The venous filling index (VFI) of air-plethysmography (APG) is recorded in mL/s. It quantifies filling and is the most useful parameter in the quantification of reflux since the early pioneers like J C Allan et al, in 1964. The VFI represents the rate of increase in calf volume following an elevation to dependency manoeuvre. The measurement is performed using a calf air sensor-cuff which records changes in volume. It is intuitive that a fast rate of increase in calf volume on dependency relates to reflux. However, the sensor cuff cannot discriminate between the causes of an increase in volume. These include filling from reflux as well as filling from arterial supply. The group in Kagawa, Japan have been able to improve on the quantification of reflux by subtracting the filling from arterial supply, from the filling from reflux.

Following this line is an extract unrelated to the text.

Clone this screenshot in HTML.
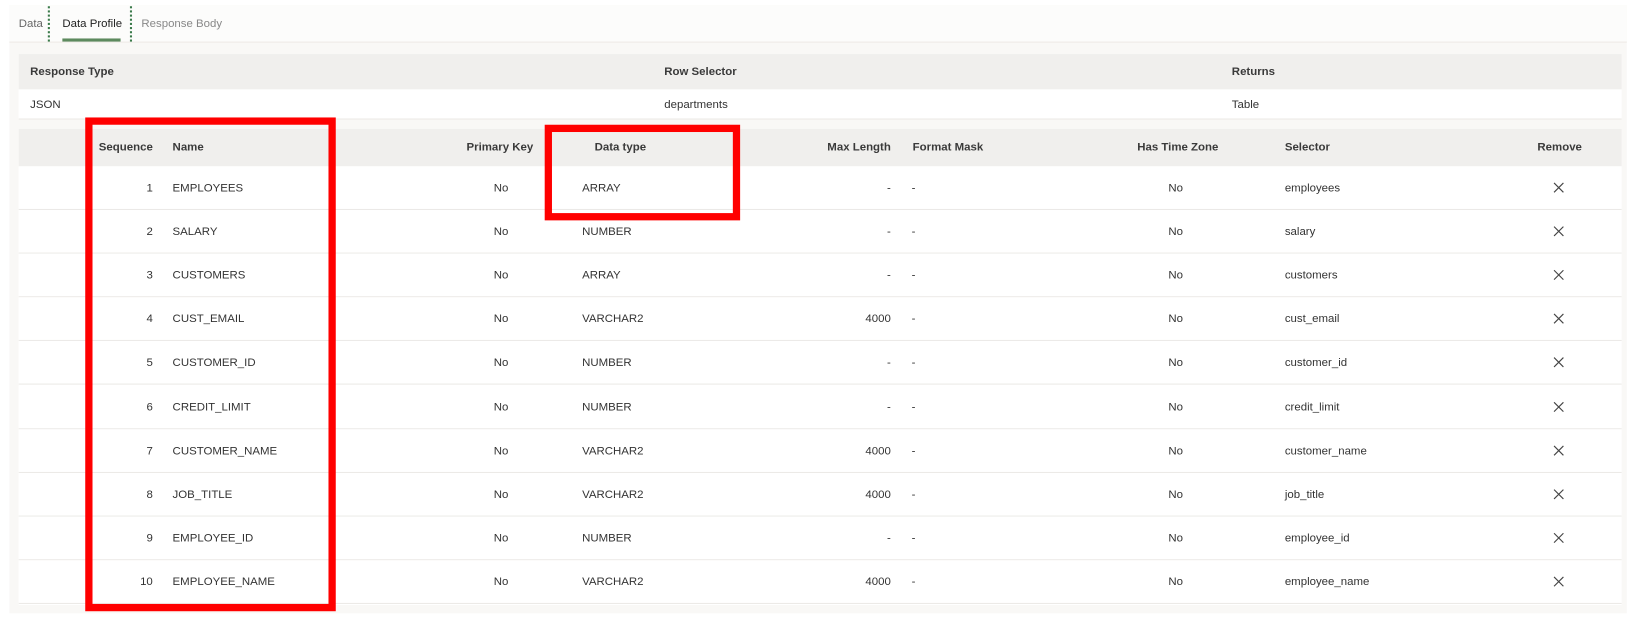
<!DOCTYPE html>
<html><head><style>
body{margin:0;width:1630px;height:618px;background:#fff;font-family:"Liberation Sans",sans-serif;font-size:11px;color:#333;position:relative;overflow:hidden}
#w{position:absolute;left:0;top:0;width:1568px;height:595px;transform:scale(1.0395);transform-origin:0 0}
.bg{position:absolute;left:9px;top:5px;width:1556px;height:585px;background:#f9f8f6}
.tabs{position:absolute;left:9px;top:5px;width:1556px;height:35px;background:#fcfcfb;border-bottom:1px solid #ece9e4}
.tab{position:absolute;top:12px;font-size:11px}
.dot{position:absolute;top:1px;height:34px;border-left:2px dotted #3a7a4a}
.t{position:absolute;left:18px;background:#fff}
.c{position:absolute;white-space:nowrap}
.row{position:absolute;left:0;width:1542px;border-bottom:1px solid #ebe9e6;background:#fff}
.row.hdr{background:#f0efed;font-weight:bold;color:#3a3a3a;border-bottom:none}
.red{position:absolute;border:7px solid #f00}
</style></head><body><div id="w">
<div class="bg"></div>
<div class="tabs">
<div class="tab" style="left:9px;color:#666">Data</div>
<div class="dot" style="left:37px"></div>
<div class="tab" style="left:51px;color:#222">Data Profile</div>
<div style="position:absolute;left:51px;top:32px;width:56px;height:3px;background:#5d8a5e"></div>
<div class="dot" style="left:116px"></div>
<div class="tab" style="left:127px;color:#888">Response Body</div>
</div>
<div class="t" style="top:52px;width:1542px;height:63px">
<div class="row hdr" style="top:0;height:34px">
<span class="c" style="left:11px;top:11px">Response Type</span>
<span class="c" style="left:621px;top:11px">Row Selector</span>
<span class="c" style="left:1167px;top:11px">Returns</span></div>
<div class="row" style="top:34px;height:28px">
<span class="c" style="left:11px;top:9px">JSON</span>
<span class="c" style="left:621px;top:9px">departments</span>
<span class="c" style="left:1167px;top:9px">Table</span></div>
</div>
<div class="t" id="t2" style="top:124px;width:1542px;height:458px">
<div class="row hdr" style="top:0;height:36px">
<span class="c" style="right:1413px;top:12px">Sequence</span>
<span class="c" style="left:148px;top:12px">Name</span>
<span class="c" style="right:1047px;top:12px">Primary Key</span>
<span class="c" style="left:554px;top:12px">Data type</span>
<span class="c" style="right:703px;top:12px">Max Length</span>
<span class="c" style="left:860px;top:12px">Format Mask</span>
<span class="c" style="left:1076px;top:12px">Has Time Zone</span>
<span class="c" style="left:1218px;top:12px">Selector</span>
<span class="c" style="left:1461px;top:12px">Remove</span></div>
</div>
<div class="red" style="left:82px;top:113px;width:227px;height:461px"></div>
<div class="red" style="left:524px;top:120px;width:174px;height:78px"></div>
</div>
<script>
var d=[["EMPLOYEES","ARRAY","-","employees"],["SALARY","NUMBER","-","salary"],["CUSTOMERS","ARRAY","-","customers"],["CUST_EMAIL","VARCHAR2","4000","cust_email"],["CUSTOMER_ID","NUMBER","-","customer_id"],["CREDIT_LIMIT","NUMBER","-","credit_limit"],["CUSTOMER_NAME","VARCHAR2","4000","customer_name"],["JOB_TITLE","VARCHAR2","4000","job_title"],["EMPLOYEE_ID","NUMBER","-","employee_id"],["EMPLOYEE_NAME","VARCHAR2","4000","employee_name"]];
var h="";d.forEach(function(r,i){var top=36+i*42.1;
h+='<div class="row" style="top:'+top+'px;height:41px">'+
'<span class="c" style="right:1413px;top:15px">'+(i+1)+'</span>'+
'<span class="c" style="left:148px;top:15px">'+r[0]+'</span>'+
'<span class="c" style="left:457px;top:15px">No</span>'+
'<span class="c" style="left:542px;top:15px">'+r[1]+'</span>'+
'<span class="c" style="right:703px;top:15px">'+r[2]+'</span>'+
'<span class="c" style="left:859px;top:15px">-</span>'+
'<span class="c" style="left:1106px;top:15px">No</span>'+
'<span class="c" style="left:1218px;top:15px">'+r[3]+'</span>'+
'<svg class="c" style="left:1476px;top:15px" width="11" height="11"><path d="M1 1L10 10M10 1L1 10" stroke="#444" stroke-width="1.1"/></svg></div>';});
document.getElementById("t2").insertAdjacentHTML("beforeend",h);
</script>
</body></html>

This has resulted in a new index called the pure regurgitation index (PRI).
YASUSHI SHIRAISHI Air plethysmography (APG) has been widely used as a sensitive and reproducible method for quantifying changes in the parameters of arterial and venous function of the lower extremities. Among several parameters obtained by APG, the venous filling index (VFI) from elevation to standing has been considered the most useful indicator of venous reflux. However, this is influenced both by the arterial inflow rate and physique as well as the venous reflux rate. When the relationship between venous reflux and clinical severity is evaluated, it is important to remove the confounding variables like arterial filling from the VFI. For this reason we created the novel Pure Regurgitation Index (PRI). This is calculated by subtracting the arterial filling from the venous filling in reference to the body mass index. The VFI supine (arterial supply rate in mL/s) is obtained by venous occlusion plethysmography on inflation of an occlusive thigh cuff. The VFI on standing is obtained in the usual way. We have shown that the PRI has greater accuracy than the VFI in the assessment of reflux and recommend this parameter in all future quantifications of reflux.
The sensor-cuff of APG records changes in volume of the calf. It is not able to discriminate the cause of this change.